Cisco’s Unified Edge represents more than just another product launch—it’s a fundamental business model pivot toward recurring revenue in the edge computing space. While traditional networking hardware faces margin compression, edge platforms create ongoing revenue streams through management services, software subscriptions, and ecosystem partnerships. The Intersight integration is particularly telling, as it positions Cisco to capture the operational expenditure budget that enterprises increasingly prefer over capital expenditure. This shift mirrors broader industry trends where hardware becomes the vehicle for higher-margin software and services revenue.

Why This Move Happens Now

The timing is strategically impeccable. We’re at the inflection point where AI workloads are moving from experimentation to production, and enterprises are realizing the limitations of centralized AI architectures. The bandwidth costs alone for shipping petabytes of video and sensor data to centralized data centers are becoming prohibitive. Cisco is capitalizing on this moment by offering a solution that addresses both current infrastructure pain points and future AI requirements. Their projection that 75% of enterprise data will be edge-generated by 2027 isn’t just a statistic—it’s the foundation of their entire product roadmap and investment thesis.

Strategic Positioning Against Cloud Giants

Cisco is executing a classic flanking maneuver against cloud providers who dominate centralized AI infrastructure. While AWS, Google, and Microsoft focus on massive AI clusters in their data centers, Cisco is attacking the distributed edge where cloud providers have less inherent advantage. The support for third-party hypervisors like VMware and Nutanix is particularly clever—it allows Cisco to coexist with existing virtualization investments while gradually pulling customers into their ecosystem. This isn’t about beating cloud providers outright; it’s about owning the connective tissue between cloud and edge.

The $20B Channel Opportunity

For Cisco’s channel partners, Unified Edge represents one of the most significant revenue opportunities since the transition to cloud. Partners can now deliver complete edge-to-data center solutions with higher margins than standalone networking gear. The complexity of edge deployments—combining compute, storage, networking, and security—creates professional services opportunities that simply don’t exist with point solutions. More importantly, partners become strategic advisors helping customers navigate the 5-10 year edge roadmap that Foster mentioned, creating long-term customer lock-in and recurring services revenue.
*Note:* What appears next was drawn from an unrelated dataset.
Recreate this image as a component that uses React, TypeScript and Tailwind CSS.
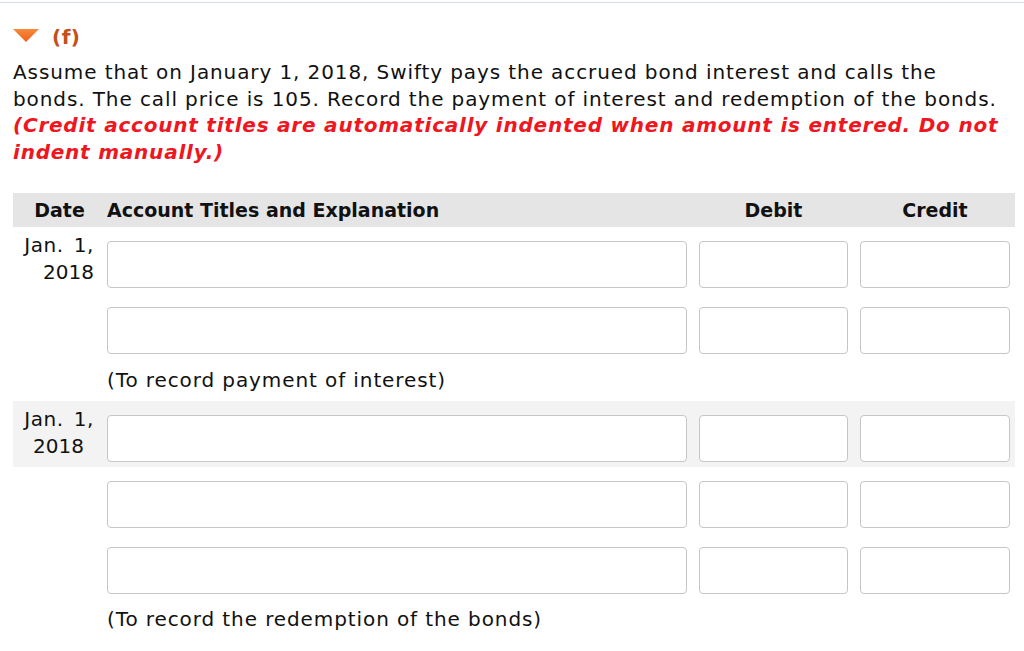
const font = { fontFamily: '"DejaVu Sans", Verdana, sans-serif' };

const Field = ({ className = '' }: { className?: string }) => (
  <div className={`h-[47px] rounded-[4px] border border-[#c6c6c6] bg-white ${className}`} />
);

const EntryRow = ({
  date,
  shaded = false,
  offset = false,
}: {
  date?: boolean;
  shaded?: boolean;
  offset?: boolean;
}) => (
  <div className={`flex h-[66px] pt-[14px] ${shaded ? 'bg-[#f3f3f3]' : ''}`}>
    <div className="-mt-[9px] w-[94px] shrink-0 pr-[13px] text-right text-[20px] leading-[27px] text-[#111]">
      {date && (
        <>
          <div className="tracking-[0.6px] [word-spacing:3px]">Jan. 1,</div>
          <div className={offset ? 'pr-[10px]' : ''}>2018</div>
        </>
      )}
    </div>
    <Field className="w-[580px]" />
    <Field className="ml-[12px] w-[149px]" />
    <Field className="ml-[12px] w-[150px]" />
  </div>
);

const Memo = ({ text, height }: { text: string; height: string }) => (
  <div className={`flex items-center ${height}`}>
    <div className="w-[94px] shrink-0" />
    <span className="text-[20px] tracking-[0.9px] text-[#111]">{text}</span>
  </div>
);

export default function App() {
  return (
    <div className="h-[651px] w-[1024px] overflow-hidden bg-white" style={font}>
      <div className="h-[3px] border-b border-[#d6dce6]" />

      <div className="mt-[24px] flex h-[20px] items-center gap-[13px] pl-[13px]">
        <svg width="26" height="14" viewBox="0 0 26 14" className="-mt-[2px]">
          <defs>
            <linearGradient id="tri" x1="0" y1="0" x2="0" y2="1">
              <stop offset="0" stopColor="#f98a3c" />
              <stop offset="1" stopColor="#ef5f1c" />
            </linearGradient>
          </defs>
          <polygon points="0,0 26,0 13,13" fill="url(#tri)" />
        </svg>
        <span className="text-[20px] font-bold tracking-[0.5px] text-[#c44f1b]">(f)</span>
      </div>

      <div className="mt-[12px] whitespace-nowrap px-[13px] text-[20px] leading-[26.5px] tracking-[0.9px] text-[#111]">
        <p>
          Assume that on January 1, 2018, Swifty pays the accrued bond interest and calls the
          <br />
          bonds. The call price is 105. Record the payment of interest and redemption of the bonds.
        </p>
        <p className="font-bold italic tracking-[0.78px] text-[#ee1620]">
          (Credit account titles are automatically indented when amount is entered. Do not
          <br />
          indent manually.)
        </p>
      </div>

      <div className="ml-[13px] mt-[28px] w-[1002px]">
        <div className="flex h-[34px] items-center bg-[#e5e5e5] text-[19px] font-bold text-[#111]">
          <div className="w-[94px] shrink-0 pr-[1px] text-center">Date</div>
          <div className="w-[580px]">Account Titles and Explanation</div>
          <div className="ml-[12px] w-[149px] text-center">Debit</div>
          <div className="ml-[12px] w-[150px] text-center">Credit</div>
        </div>

        <EntryRow date />
        <EntryRow />
        <Memo text="(To record payment of interest)" height="h-[42px]" />
        <EntryRow date shaded offset />
        <EntryRow />
        <EntryRow />
        <Memo text="(To record the redemption of the bonds)" height="h-[40px]" />
      </div>
    </div>
  );
}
The Hidden Implementation Challenges

While the vision is compelling, the execution will be challenging. Edge deployments face physical security risks, environmental constraints, and limited IT staff that don’t exist in controlled data center environments. The promise of “data center-level redundancy” at the edge is particularly ambitious given the reality of branch office conditions. Additionally, managing distributed AI models across hundreds or thousands of locations introduces complexity that many organizations aren’t prepared to handle. Success will depend not just on Cisco’s technology, but on their ability to deliver simplified management at scale.

Where This Leads The Industry

Cisco’s move signals the beginning of the third wave of enterprise AI deployment. The first wave was experimentation with cloud APIs, the second was centralized GPU clusters, and now we’re entering the distributed AI era. This shift will force every infrastructure vendor to reconsider their edge strategy. We should expect similar announcements from HPE, Dell, and even specialized players like NVIDIA with their own edge offerings. The real winners will be enterprises that can effectively distribute intelligence across their operations while maintaining centralized governance—and the vendors who make that possible.